* _WHAT THE TASK ASKS_: Report every line in the listing below where the string "React" shows up.

* _DATA EXTRACT_:
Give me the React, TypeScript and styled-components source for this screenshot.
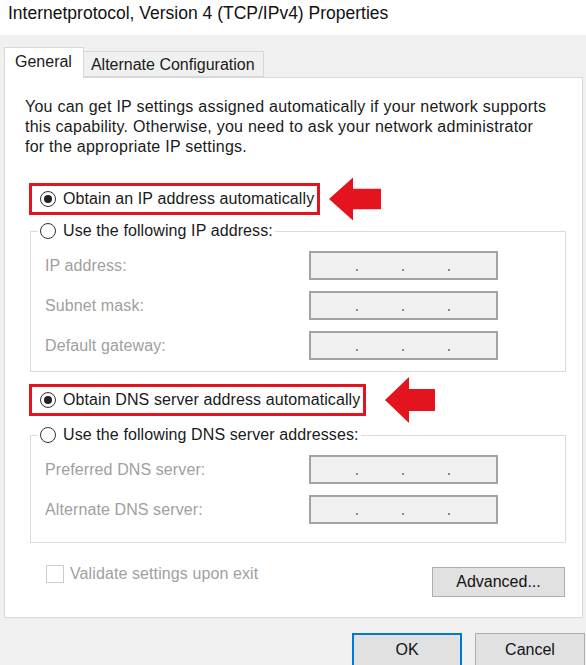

...

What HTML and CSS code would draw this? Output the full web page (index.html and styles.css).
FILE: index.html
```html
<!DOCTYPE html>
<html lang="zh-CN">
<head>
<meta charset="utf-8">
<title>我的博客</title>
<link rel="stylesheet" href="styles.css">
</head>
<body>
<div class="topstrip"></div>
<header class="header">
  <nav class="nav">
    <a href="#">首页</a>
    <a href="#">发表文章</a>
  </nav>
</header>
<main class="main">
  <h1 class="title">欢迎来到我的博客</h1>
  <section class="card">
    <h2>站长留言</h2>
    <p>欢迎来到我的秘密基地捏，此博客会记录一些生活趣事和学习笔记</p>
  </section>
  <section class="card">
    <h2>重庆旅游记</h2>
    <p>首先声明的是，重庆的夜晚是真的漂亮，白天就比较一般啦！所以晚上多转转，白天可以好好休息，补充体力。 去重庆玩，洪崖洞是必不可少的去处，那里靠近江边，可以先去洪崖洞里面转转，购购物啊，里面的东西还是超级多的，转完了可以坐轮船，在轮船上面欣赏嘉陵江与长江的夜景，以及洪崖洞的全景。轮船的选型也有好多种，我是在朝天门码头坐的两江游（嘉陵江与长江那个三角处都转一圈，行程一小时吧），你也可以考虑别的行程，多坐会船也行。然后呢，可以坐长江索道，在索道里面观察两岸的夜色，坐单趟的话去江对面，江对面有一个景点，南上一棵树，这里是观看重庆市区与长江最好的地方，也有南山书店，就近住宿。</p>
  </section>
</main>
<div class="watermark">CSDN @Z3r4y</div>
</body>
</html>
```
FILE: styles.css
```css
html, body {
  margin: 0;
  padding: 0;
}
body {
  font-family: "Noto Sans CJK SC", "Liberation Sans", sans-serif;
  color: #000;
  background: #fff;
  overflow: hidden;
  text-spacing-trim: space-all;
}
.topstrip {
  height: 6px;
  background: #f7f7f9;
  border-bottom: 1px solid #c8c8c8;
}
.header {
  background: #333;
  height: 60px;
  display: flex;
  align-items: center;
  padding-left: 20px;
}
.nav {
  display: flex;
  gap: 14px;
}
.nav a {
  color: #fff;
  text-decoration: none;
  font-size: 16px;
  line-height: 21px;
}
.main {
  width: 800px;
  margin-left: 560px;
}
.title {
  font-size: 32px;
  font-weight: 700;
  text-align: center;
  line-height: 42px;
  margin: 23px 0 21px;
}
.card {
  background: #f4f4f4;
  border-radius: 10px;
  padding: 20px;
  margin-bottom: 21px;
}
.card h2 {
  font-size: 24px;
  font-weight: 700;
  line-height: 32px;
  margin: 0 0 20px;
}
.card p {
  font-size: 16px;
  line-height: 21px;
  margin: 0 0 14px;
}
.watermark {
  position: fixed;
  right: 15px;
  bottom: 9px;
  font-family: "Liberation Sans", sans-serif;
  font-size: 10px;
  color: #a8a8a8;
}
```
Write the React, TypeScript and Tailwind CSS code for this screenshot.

* _WORKED SOLUTION_:
Give me the React, TypeScript and styled-components source for this screenshot.
Write the React, TypeScript and Tailwind CSS code for this screenshot.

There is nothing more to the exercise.